『説文』入門(39) -「壹」と「臺」(上)-
『三國志』魏書の東夷伝倭人条に女王が都する国として「邪馬壹國」、『後漢書』東夷伝倭条に「大倭王」が居る国として「邪馬臺國」が記されている。
江戸時代から連綿として「壹」は「臺」の誤りとされており、「邪馬臺國」が正しく、さらに字画の少ない「邪馬台國」と表すことが定説とされてきた。最近では逆に、「臺」が誤りで「壹」が正しいというような考え方もある。いずれにしても、どちらかが正しく、他方は間違いであるというような主張にみえる。

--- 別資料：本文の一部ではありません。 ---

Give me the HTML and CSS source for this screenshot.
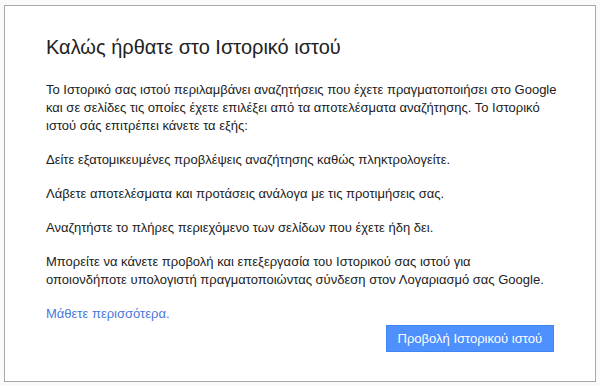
FILE: index.html
```html
<!DOCTYPE html>
<html lang="el">

<head>
    <meta charset="utf-8">
    <title>Ιστορικό ιστού</title>
    <link rel="stylesheet" href="styles.css">
</head>

<body>
    <!--DIALOG: ΚΑΛΩΣΟΡΙΣΜΑ ΣΤΟ ΙΣΤΟΡΙΚΟ-->
    <section class="dialog">
        <h1>Καλώς ήρθατε στο Ιστορικό ιστού</h1>
        <p class="intro">Το Ιστορικό σας ιστού περιλαμβάνει αναζητήσεις που έχετε πραγματοποιήσει στο Google και σε σελίδες τις οποίες έχετε επιλέξει από τα αποτελέσματα αναζήτησης. Το Ιστορικό ιστού σάς επιτρέπει κάνετε τα εξής:</p>
        <p>Δείτε εξατομικευμένες προβλέψεις αναζήτησης καθώς πληκτρολογείτε.</p>
        <p>Λάβετε αποτελέσματα και προτάσεις ανάλογα με τις προτιμήσεις σας.</p>
        <p>Αναζητήστε το πλήρες περιεχόμενο των σελίδων που έχετε ήδη δει.</p>
        <p>Μπορείτε να κάνετε προβολή και επεξεργασία του Ιστορικού σας ιστού για οποιονδήποτε υπολογιστή πραγματοποιώντας σύνδεση στον Λογαριασμό σας Google.</p>
        <p class="more"><a href="#">Μάθετε περισσότερα.</a></p>
        <div class="footer">
            <button>Προβολή Ιστορικού ιστού</button>
        </div>
    </section>
</body>

</html>
```

FILE: styles.css
```css
/*GENERELT*/
* {
    margin: 0;
    padding: 0;
    box-sizing: border-box;
}

body {
    background: #fafafa;
    padding: 5px 4px 4px 4px;
    font-family: 'Liberation Sans', Arial, sans-serif;
    color: #222;
}

/*DIALOG*/
.dialog {
    background: #fff;
    border: 1px solid #a9a9a9;
    width: 592px;
    height: 377px;
    padding: 29px 41px 29px 41px;
}

.dialog h1 {
    font-size: 20px;
    line-height: 24px;
    font-weight: normal;
    margin-bottom: 22px;
}

.dialog p {
    font-size: 13px;
    line-height: 18px;
    margin-bottom: 16px;
}

/*FØRSTE AFSNIT ER LIDT BREDERE*/
.dialog .intro {
    margin-right: -8px;
}

.dialog .more {
    margin-bottom: 2px;
}

.more a {
    color: #4a78dc;
    text-decoration: none;
}

/*KNAP*/
.footer {
    display: flex;
    justify-content: flex-end;
}

button {
    height: 27px;
    padding: 0 11px;
    background-color: #4d90fe;
    border: 1px solid #3f86f5;
    color: #fff;
    font-family: 'Liberation Sans', Arial, sans-serif;
    font-size: 13px;
}
```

私の考えを陳べる前に、「壹」と「臺」の語義をみておく。後者の「臺」については、ここ何回かその音義を分析してきたので、今回は「壹」を中心に考えてみよう。
段注の『説文』で「壹」は、「壹 嫥壹也 从壷吉 吉亦聲」(十篇下063)である。但し、徐鉉・徐鍇本及び『玉篇』『廣韻』は共に「嫥壹也」を「專壹也」につくる。
段氏は、『説文』で「嫥 壹也」(十二篇下134)とする点から、「壹」「嫥」を互訓とみて、恐らく転注として「嫥」字を選択したのだろう。確かに義からすれば一理ありそうだが、「嫥」「專」がそれほど厳密に使い分けされていたのか不明であり、私は「專」に魅力を感じている。

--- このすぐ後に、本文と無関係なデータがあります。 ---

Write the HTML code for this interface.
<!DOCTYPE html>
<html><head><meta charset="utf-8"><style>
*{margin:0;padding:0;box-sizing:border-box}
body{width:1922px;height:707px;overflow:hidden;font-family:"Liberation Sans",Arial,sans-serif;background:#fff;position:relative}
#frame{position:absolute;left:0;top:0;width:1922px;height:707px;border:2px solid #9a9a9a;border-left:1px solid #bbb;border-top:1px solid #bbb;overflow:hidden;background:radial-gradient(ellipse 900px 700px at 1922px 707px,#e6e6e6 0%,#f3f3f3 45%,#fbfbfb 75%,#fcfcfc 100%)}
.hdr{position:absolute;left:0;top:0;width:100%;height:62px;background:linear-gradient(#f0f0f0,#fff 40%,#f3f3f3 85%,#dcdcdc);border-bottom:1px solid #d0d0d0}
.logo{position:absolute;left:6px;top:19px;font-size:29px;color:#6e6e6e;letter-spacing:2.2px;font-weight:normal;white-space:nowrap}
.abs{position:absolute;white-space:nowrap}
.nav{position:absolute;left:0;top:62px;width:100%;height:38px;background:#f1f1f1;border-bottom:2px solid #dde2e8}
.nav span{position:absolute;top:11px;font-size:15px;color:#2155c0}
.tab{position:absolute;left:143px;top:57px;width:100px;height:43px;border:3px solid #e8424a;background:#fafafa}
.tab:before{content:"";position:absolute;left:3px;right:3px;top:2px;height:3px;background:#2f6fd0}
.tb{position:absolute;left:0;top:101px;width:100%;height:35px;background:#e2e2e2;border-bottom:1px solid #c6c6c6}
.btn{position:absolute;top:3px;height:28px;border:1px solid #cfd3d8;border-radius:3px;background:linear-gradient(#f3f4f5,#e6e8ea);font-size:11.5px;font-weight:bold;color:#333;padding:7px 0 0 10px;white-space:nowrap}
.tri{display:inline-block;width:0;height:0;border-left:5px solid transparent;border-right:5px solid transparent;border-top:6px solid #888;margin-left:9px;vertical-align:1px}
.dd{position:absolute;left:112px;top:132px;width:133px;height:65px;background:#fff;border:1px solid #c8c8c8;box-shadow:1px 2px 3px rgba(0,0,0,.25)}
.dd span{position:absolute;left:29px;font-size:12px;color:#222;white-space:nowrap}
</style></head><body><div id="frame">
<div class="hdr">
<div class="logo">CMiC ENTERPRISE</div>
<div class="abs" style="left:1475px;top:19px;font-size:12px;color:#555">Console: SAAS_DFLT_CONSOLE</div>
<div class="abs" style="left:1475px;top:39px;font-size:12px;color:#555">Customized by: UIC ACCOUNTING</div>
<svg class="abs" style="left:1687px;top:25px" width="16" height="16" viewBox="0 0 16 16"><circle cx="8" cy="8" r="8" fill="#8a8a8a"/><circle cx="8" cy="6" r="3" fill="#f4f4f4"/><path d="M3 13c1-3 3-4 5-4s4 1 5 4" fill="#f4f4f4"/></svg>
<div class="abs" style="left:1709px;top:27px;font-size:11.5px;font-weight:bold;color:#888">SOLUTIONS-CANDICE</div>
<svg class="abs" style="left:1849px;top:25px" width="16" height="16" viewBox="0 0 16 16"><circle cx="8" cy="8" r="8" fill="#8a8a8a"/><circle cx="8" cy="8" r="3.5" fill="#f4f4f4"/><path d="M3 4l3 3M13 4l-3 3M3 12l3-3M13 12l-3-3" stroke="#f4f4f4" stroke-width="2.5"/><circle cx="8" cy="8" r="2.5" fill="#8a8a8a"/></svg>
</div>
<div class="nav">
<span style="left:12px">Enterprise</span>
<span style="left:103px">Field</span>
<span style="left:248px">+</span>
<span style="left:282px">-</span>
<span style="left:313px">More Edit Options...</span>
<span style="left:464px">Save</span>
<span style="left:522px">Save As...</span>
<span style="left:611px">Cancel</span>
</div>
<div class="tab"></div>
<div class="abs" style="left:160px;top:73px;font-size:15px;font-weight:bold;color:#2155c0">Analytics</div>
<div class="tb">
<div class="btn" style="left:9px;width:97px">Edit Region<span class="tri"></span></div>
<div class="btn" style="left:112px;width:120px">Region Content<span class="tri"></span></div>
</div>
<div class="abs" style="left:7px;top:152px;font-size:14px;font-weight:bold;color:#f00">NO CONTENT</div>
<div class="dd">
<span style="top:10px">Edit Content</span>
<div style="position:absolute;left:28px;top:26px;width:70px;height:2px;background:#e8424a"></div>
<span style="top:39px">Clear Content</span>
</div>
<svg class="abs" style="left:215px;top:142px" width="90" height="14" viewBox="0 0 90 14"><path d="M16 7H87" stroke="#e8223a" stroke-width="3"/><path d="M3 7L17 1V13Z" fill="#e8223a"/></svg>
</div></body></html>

「壹」の字形についても、段氏が会意かつ形声字とするのに対し、徐鉉・徐鍇本では共に形声字になっている。この点でもやはり後者がやや勝っている気がする。
音につき、『玉篇』は壷部二百五十二で「音一」、壹部三百三十六で「壹 伊日切」とする。「壹」「一」は、共に「於悉切」の入声あたりで、ほぼ同音と考えてよい。『廣韻』はやはり「壹 於悉切」(入聲巻五 質五)である。
段氏もまた『廣韻』説を採用して、「於悉切 十二部」としているように見える。まあ、しばらく声母を棚上げすれば、仮名音で「イッ」辺りだろう。
義については、この場合「嫥」「專」をほぼ同義と考えてよさそうなので、「專壹」は「一心に」「誠実に」あたりに解せる。
従って「邪馬壹國」の「壹國」は、『廣韻』の「誠也」「輩也」を採用して、「誠実な臣国」という意味合いを持つのではないか。『三國志』倭人条には、「邪馬壹國」の他に、また「壹拜」「壹與」の用例がある。これらもまた同様に読めるだろう。